--- Begin ---

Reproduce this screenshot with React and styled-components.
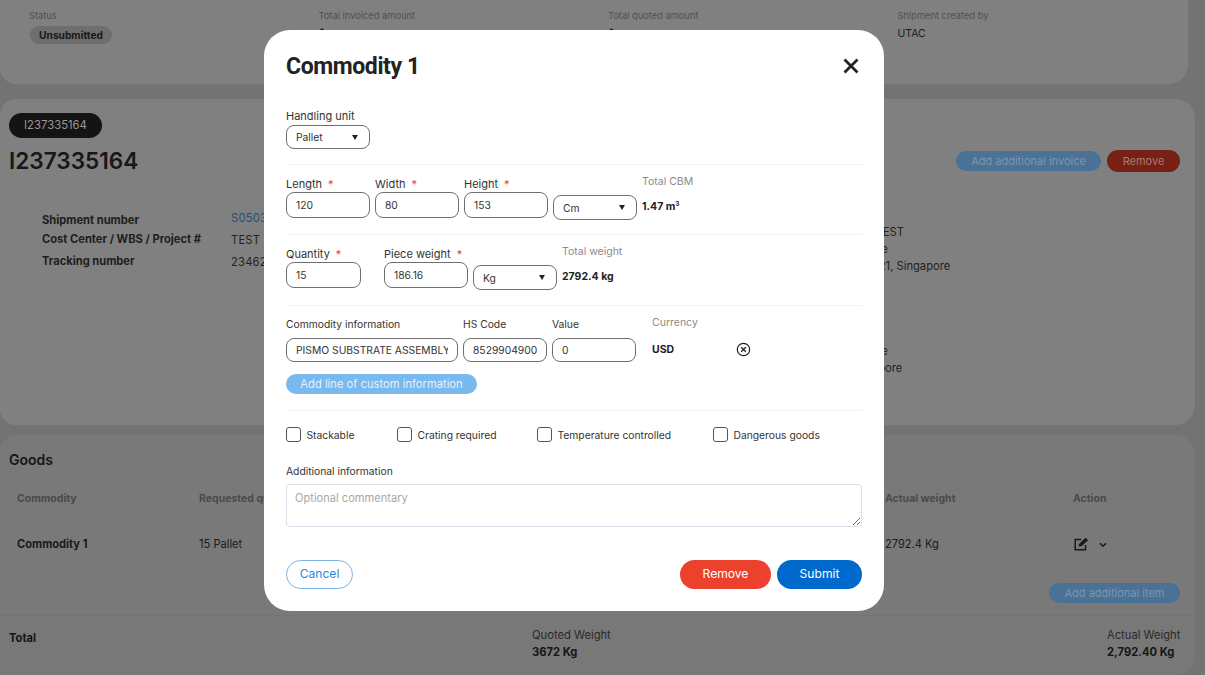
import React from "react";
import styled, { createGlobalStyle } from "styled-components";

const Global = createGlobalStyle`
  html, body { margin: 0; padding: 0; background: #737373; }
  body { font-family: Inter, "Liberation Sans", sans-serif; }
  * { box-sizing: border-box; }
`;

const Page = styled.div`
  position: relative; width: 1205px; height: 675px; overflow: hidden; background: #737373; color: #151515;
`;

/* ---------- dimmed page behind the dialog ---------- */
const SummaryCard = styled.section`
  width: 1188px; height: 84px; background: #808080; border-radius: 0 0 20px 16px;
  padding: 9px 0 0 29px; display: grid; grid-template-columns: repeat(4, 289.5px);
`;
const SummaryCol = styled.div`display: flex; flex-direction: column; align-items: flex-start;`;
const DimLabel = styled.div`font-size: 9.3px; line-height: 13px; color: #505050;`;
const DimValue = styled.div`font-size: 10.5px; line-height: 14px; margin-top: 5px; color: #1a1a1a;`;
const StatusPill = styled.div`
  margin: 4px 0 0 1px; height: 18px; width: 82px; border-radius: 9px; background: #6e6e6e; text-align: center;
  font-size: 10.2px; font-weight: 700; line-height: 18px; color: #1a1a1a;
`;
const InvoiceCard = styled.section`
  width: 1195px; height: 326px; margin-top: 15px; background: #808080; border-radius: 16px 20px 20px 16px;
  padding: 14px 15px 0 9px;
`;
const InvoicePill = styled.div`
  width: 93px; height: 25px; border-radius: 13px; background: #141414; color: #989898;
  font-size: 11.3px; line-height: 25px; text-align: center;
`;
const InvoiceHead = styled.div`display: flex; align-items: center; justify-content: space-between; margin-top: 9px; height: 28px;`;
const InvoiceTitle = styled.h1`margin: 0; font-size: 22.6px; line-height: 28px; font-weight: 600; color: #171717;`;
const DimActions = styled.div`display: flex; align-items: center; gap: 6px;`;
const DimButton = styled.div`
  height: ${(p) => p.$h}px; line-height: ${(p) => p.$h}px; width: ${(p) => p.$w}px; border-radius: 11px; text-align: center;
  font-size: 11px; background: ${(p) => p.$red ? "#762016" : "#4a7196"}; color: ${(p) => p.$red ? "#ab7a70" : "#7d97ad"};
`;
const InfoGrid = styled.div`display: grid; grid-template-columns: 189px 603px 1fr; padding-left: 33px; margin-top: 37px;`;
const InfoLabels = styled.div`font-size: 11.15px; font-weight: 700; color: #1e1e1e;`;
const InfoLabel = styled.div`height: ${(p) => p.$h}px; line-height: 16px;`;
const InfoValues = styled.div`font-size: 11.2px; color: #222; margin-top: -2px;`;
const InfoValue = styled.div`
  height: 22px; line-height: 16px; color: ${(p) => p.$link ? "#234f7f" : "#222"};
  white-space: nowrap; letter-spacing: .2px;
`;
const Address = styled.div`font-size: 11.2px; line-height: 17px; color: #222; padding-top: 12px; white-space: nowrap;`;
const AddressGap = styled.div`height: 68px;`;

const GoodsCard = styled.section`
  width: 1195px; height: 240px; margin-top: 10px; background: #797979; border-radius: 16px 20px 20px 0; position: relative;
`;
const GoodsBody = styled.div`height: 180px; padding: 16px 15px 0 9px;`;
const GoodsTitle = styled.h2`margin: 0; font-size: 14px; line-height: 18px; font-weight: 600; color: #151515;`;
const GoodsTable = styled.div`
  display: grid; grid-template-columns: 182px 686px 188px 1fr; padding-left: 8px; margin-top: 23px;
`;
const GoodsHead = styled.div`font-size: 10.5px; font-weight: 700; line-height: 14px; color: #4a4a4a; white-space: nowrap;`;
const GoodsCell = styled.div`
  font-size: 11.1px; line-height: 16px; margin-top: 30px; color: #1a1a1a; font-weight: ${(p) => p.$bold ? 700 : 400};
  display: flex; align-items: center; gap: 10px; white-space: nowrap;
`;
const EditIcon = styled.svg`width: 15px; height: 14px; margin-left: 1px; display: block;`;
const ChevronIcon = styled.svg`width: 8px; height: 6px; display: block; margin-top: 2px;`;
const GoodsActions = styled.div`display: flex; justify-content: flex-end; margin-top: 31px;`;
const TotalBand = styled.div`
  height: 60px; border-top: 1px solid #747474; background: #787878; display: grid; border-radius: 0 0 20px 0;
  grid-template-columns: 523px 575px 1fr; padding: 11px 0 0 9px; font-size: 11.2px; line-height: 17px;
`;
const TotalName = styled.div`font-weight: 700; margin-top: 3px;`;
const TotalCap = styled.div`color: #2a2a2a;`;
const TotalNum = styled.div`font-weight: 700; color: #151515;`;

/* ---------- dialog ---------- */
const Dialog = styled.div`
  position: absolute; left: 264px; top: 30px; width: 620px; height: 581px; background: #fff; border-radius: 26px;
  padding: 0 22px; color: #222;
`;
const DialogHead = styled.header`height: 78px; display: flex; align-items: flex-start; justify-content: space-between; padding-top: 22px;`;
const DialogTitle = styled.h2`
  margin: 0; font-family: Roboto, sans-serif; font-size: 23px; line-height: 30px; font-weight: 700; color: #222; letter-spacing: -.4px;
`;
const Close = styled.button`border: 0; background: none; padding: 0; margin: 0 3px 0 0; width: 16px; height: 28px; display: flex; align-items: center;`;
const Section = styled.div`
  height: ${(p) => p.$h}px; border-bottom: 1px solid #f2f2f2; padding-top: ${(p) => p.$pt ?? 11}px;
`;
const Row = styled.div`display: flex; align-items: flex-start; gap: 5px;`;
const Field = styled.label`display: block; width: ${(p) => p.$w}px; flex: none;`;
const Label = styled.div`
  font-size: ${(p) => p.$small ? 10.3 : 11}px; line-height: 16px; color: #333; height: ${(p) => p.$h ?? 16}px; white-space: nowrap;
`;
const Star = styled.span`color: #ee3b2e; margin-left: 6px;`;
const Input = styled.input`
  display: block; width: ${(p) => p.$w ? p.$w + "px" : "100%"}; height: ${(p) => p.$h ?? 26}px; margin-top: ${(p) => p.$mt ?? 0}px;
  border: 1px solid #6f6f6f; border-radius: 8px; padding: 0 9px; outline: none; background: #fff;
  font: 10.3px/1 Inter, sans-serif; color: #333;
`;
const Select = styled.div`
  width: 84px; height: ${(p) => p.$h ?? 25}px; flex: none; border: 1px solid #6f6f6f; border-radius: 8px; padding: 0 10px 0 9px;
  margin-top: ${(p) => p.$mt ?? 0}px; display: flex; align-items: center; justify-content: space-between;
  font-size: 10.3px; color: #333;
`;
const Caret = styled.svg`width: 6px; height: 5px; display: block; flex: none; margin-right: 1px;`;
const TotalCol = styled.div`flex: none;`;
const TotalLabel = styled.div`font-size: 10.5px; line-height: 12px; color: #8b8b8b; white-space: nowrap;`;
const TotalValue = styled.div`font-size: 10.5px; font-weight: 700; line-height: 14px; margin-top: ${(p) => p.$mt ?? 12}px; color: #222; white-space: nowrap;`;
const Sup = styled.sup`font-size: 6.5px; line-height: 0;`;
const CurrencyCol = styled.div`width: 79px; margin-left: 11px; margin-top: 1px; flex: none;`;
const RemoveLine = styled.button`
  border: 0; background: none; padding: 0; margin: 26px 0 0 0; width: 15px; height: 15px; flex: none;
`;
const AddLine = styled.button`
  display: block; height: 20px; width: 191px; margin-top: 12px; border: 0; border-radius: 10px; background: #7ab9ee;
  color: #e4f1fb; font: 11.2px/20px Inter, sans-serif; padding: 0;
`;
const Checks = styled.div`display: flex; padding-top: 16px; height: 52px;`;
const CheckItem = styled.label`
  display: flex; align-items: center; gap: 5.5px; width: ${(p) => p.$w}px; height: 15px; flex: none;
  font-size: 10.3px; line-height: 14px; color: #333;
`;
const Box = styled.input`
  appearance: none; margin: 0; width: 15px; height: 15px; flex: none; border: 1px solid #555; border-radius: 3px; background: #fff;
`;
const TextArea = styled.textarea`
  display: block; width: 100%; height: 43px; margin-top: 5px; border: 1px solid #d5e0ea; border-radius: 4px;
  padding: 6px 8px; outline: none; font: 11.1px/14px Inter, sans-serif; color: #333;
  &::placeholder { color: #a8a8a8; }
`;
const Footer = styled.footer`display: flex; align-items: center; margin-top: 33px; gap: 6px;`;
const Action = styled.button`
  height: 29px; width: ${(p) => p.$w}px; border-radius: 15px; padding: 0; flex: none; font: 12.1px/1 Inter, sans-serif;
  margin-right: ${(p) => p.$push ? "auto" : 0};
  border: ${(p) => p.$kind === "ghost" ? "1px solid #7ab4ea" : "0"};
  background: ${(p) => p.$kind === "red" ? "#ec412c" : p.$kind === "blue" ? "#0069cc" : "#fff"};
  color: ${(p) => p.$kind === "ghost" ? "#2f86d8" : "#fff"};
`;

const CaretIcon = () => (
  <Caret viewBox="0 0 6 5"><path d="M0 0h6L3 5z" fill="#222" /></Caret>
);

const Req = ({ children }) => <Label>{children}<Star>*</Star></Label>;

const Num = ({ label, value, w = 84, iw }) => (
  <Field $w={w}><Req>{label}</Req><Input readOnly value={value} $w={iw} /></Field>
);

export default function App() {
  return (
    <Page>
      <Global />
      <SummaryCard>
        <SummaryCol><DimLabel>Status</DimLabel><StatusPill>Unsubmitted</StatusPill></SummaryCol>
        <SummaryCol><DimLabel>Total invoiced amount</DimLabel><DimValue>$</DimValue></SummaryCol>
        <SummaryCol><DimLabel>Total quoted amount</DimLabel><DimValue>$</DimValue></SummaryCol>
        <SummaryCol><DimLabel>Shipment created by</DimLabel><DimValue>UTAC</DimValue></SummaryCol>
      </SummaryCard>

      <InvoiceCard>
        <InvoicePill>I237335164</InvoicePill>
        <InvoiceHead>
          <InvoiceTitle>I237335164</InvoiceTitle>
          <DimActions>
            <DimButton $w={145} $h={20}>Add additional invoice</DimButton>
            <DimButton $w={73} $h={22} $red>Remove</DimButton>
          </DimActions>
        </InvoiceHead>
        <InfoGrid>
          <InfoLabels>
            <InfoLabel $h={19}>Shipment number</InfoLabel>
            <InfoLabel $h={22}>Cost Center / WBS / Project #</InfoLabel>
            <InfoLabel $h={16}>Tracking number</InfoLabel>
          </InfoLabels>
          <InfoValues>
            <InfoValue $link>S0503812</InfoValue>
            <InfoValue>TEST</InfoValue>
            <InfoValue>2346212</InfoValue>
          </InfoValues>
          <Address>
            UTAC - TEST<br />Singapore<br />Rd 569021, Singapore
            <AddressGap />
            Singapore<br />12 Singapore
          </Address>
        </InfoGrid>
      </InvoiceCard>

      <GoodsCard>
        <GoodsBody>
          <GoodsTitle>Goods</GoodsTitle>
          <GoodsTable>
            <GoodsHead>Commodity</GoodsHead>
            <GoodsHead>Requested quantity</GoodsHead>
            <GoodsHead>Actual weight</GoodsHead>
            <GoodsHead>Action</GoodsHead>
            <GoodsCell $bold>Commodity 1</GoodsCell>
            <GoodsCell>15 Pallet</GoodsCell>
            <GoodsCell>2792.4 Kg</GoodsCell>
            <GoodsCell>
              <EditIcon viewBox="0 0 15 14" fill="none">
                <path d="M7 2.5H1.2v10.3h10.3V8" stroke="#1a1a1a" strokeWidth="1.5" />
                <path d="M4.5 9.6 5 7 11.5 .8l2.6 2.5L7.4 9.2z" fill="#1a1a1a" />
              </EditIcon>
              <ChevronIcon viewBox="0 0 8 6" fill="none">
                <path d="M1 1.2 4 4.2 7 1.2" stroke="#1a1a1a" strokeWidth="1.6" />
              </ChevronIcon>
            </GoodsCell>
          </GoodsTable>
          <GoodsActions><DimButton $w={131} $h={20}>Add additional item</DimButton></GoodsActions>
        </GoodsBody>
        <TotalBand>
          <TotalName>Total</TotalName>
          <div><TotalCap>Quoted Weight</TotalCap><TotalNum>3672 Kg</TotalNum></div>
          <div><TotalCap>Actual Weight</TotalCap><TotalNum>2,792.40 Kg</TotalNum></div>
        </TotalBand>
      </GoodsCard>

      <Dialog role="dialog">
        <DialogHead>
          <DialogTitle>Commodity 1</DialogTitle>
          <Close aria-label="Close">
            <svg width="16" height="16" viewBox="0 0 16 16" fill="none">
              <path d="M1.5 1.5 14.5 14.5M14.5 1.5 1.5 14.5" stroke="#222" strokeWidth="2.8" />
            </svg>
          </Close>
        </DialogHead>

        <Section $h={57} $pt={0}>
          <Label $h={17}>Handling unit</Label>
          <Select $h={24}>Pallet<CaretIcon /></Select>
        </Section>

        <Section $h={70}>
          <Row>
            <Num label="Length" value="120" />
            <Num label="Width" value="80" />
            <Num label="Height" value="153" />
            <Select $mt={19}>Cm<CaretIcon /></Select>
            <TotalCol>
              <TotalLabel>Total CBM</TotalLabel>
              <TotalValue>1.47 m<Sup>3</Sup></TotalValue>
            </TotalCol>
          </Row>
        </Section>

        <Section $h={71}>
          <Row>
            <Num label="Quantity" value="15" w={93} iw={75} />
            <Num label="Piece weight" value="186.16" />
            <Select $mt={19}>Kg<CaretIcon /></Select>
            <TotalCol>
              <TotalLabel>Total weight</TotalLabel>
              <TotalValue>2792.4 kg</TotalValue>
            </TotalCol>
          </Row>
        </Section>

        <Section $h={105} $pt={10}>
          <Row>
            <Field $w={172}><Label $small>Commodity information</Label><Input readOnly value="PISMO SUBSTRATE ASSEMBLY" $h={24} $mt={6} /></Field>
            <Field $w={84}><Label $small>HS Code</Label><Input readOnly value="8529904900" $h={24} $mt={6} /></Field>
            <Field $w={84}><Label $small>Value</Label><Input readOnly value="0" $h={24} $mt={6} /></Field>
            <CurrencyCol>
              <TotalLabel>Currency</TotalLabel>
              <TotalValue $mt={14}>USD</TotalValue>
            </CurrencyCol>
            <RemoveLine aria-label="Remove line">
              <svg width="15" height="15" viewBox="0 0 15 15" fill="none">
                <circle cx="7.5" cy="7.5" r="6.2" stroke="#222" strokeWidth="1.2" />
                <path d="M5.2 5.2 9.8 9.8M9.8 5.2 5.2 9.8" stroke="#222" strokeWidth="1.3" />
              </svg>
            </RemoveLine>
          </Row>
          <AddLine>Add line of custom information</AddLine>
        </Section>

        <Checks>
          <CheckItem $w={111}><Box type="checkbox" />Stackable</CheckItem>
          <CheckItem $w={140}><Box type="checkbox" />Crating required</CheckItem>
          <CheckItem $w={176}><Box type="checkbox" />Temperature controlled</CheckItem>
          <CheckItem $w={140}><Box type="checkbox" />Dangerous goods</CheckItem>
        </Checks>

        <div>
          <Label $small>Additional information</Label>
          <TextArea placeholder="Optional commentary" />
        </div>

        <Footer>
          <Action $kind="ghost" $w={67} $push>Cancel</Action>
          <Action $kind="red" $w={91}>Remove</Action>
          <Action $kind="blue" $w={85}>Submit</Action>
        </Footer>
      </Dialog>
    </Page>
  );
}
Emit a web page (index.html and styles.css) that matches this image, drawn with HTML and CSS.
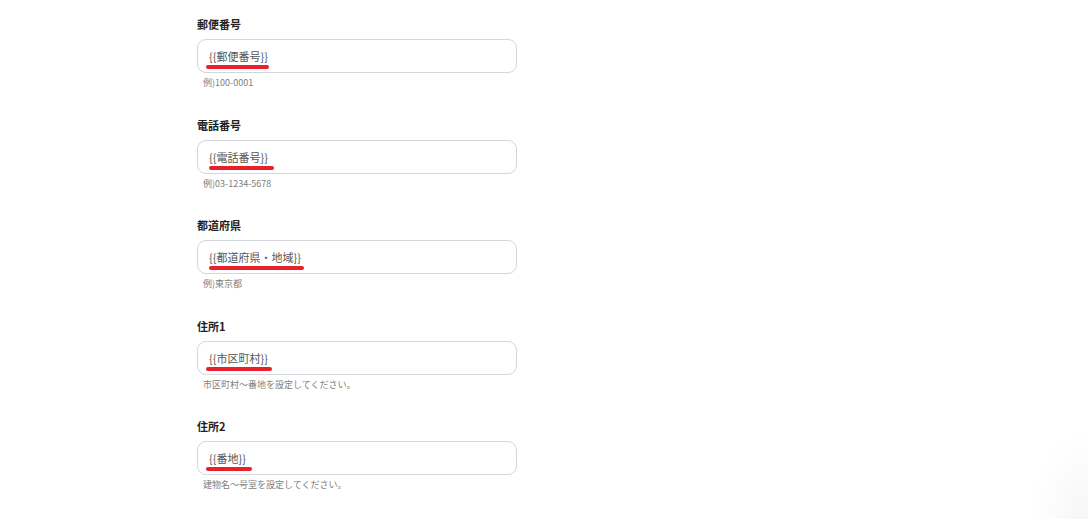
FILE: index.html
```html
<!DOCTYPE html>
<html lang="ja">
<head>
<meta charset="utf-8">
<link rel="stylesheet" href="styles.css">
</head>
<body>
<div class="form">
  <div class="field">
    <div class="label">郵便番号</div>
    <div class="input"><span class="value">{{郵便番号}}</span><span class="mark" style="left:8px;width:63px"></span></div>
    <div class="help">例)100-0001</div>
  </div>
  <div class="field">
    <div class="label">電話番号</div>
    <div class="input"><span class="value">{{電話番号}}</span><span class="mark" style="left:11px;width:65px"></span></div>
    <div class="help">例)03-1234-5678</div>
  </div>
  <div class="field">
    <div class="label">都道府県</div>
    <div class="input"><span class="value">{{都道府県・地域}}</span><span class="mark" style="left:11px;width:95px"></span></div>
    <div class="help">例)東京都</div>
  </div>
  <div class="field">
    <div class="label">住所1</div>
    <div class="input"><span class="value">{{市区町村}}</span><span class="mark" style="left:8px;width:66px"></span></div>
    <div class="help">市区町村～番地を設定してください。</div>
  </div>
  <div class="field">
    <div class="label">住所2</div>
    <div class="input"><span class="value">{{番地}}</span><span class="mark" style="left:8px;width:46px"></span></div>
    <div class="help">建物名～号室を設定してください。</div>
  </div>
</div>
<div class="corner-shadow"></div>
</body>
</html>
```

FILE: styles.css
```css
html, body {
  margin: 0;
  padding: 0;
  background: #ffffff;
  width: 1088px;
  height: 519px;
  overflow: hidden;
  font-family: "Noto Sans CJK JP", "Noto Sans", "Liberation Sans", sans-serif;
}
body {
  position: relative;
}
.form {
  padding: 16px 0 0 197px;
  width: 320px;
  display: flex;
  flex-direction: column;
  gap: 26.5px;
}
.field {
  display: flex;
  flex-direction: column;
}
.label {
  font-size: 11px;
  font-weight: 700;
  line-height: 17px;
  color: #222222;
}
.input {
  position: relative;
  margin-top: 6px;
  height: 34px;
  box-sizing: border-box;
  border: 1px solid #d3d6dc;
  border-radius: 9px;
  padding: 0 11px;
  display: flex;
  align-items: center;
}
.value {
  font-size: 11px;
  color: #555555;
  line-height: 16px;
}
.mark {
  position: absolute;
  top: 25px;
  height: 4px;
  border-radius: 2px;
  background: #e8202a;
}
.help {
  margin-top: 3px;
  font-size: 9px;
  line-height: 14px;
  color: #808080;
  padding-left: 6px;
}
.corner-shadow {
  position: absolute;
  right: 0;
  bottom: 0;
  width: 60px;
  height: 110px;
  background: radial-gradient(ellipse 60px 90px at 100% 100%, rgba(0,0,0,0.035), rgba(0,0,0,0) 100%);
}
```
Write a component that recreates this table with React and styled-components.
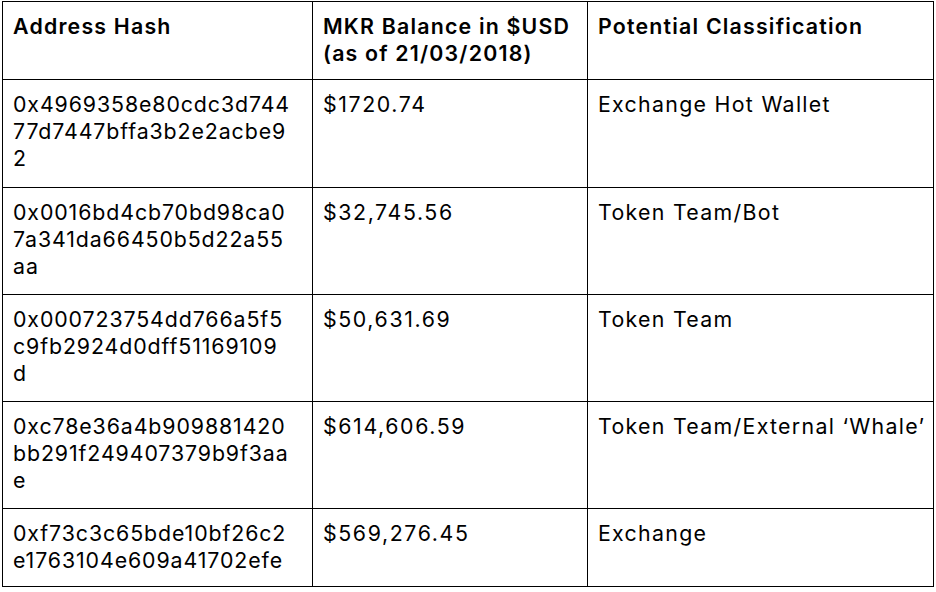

--- End ---

Say how many lines of the data include the string "with". Nothing other than the number should be given.

_The result_. 3